▶ _What is asked_
Select all lines with the string "this" in them, and copy those lines.

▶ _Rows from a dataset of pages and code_

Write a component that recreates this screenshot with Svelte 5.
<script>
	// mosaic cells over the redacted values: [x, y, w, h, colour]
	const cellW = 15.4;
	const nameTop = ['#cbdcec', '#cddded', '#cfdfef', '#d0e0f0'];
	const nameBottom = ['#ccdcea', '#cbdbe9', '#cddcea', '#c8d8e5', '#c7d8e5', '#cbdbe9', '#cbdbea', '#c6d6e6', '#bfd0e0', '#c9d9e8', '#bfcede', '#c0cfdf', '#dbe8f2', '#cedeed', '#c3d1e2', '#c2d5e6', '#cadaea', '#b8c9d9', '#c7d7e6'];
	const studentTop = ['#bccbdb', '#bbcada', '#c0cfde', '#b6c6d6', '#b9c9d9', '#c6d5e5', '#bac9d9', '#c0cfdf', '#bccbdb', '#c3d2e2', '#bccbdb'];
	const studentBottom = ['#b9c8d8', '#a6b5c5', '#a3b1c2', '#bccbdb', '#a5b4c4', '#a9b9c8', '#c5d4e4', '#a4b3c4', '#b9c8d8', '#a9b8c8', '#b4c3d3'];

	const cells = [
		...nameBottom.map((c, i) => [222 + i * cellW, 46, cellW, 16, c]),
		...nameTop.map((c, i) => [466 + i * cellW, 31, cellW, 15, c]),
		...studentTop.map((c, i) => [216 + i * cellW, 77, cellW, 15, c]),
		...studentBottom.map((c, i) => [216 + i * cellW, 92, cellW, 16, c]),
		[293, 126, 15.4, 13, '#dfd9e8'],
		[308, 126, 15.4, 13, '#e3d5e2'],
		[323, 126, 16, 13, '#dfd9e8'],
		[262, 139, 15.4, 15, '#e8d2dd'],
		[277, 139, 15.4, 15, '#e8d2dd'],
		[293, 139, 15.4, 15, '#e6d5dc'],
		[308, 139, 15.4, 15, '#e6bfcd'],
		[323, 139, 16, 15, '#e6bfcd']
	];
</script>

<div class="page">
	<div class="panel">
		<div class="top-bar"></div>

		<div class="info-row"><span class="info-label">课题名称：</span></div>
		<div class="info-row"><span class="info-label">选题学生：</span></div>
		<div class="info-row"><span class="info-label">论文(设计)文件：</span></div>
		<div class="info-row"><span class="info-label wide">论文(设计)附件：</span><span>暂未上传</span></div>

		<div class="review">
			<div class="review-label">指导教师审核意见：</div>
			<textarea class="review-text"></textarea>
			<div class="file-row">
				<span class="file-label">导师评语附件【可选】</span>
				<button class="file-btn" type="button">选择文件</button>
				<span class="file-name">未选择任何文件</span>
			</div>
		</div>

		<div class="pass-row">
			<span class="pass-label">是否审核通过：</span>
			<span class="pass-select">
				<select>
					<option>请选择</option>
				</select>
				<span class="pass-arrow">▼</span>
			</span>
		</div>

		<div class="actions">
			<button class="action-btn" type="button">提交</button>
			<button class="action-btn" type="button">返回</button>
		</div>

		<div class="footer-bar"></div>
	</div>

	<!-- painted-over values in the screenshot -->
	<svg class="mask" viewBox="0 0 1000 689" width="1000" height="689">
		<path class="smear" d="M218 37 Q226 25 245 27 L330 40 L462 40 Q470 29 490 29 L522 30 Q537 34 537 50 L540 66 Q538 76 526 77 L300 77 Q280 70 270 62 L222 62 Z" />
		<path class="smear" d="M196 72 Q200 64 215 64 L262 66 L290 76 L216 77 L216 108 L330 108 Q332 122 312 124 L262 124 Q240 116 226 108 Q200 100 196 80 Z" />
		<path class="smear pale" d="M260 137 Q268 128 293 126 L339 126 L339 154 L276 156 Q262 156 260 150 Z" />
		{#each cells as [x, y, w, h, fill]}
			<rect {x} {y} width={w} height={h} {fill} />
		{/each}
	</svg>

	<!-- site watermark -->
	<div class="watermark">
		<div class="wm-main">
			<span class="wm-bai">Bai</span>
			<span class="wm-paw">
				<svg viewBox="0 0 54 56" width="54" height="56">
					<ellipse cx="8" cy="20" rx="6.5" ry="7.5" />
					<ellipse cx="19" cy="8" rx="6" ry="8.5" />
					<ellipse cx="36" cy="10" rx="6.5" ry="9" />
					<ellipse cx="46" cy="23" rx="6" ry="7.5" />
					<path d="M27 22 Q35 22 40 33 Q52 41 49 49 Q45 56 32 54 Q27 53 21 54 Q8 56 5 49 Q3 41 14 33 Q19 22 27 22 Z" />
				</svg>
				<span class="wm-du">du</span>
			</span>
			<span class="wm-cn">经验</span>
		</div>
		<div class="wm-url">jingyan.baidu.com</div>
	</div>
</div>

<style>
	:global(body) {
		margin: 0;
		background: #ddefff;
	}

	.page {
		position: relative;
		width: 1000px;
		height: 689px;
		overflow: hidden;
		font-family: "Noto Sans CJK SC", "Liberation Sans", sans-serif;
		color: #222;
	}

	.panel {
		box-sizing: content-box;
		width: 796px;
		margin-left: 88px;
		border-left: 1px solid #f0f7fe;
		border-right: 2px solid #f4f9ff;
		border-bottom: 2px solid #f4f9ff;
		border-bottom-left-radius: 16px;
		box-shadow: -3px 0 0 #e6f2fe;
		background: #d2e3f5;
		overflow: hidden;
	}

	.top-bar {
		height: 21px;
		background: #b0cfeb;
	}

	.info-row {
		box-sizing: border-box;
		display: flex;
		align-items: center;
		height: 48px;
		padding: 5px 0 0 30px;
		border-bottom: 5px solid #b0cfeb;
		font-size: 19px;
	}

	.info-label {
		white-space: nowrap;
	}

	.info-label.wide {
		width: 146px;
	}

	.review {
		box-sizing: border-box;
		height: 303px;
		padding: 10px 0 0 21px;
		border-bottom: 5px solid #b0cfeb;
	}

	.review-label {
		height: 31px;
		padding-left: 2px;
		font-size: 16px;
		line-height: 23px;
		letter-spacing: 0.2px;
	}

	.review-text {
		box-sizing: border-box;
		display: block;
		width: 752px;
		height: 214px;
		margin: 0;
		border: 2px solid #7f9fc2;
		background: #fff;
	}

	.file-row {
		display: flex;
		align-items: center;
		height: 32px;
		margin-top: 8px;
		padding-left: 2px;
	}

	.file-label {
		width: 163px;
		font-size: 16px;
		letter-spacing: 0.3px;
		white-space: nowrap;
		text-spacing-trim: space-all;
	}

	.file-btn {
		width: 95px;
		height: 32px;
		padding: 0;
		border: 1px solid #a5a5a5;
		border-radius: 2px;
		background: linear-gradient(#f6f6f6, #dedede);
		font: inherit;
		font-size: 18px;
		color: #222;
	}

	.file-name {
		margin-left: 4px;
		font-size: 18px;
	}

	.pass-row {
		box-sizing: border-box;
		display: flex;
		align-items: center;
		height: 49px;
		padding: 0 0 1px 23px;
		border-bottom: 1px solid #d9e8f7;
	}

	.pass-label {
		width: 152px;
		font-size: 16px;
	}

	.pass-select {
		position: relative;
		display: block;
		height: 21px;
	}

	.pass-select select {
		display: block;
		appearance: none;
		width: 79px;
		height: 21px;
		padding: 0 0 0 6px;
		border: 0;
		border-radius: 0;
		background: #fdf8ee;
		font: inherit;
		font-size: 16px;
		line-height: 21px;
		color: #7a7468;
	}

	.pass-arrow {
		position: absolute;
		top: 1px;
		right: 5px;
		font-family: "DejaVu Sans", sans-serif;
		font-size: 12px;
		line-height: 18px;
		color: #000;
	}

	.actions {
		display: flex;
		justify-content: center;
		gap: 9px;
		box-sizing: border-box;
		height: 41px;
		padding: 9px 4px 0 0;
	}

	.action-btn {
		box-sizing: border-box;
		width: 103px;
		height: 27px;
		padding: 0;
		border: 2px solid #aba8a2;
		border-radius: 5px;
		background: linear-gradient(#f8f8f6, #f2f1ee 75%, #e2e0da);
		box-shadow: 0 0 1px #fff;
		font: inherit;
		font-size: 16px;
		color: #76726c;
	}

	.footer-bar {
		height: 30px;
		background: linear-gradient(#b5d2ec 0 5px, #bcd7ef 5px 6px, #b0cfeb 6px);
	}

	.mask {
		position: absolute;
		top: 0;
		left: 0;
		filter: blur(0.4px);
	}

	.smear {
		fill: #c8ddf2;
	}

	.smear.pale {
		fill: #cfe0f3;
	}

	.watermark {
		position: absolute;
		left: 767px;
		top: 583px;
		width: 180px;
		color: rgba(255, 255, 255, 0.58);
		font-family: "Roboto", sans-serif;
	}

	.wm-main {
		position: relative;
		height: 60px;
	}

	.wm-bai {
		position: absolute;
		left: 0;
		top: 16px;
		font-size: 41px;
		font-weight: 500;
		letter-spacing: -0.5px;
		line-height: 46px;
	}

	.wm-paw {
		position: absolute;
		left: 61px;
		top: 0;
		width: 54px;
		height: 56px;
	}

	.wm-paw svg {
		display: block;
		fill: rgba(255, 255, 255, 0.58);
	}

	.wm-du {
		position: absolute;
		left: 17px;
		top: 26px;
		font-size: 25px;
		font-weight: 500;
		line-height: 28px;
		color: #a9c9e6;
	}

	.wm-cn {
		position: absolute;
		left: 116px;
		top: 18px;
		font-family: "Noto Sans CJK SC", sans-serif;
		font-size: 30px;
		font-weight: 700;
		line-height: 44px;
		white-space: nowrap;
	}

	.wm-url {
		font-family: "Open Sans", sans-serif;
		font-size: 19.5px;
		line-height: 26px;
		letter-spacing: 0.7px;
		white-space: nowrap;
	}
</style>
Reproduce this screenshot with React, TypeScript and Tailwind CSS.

▶ _Expected answer_
Write a component that recreates this screenshot with Svelte 5.
Reproduce this screenshot with React, TypeScript and Tailwind CSS.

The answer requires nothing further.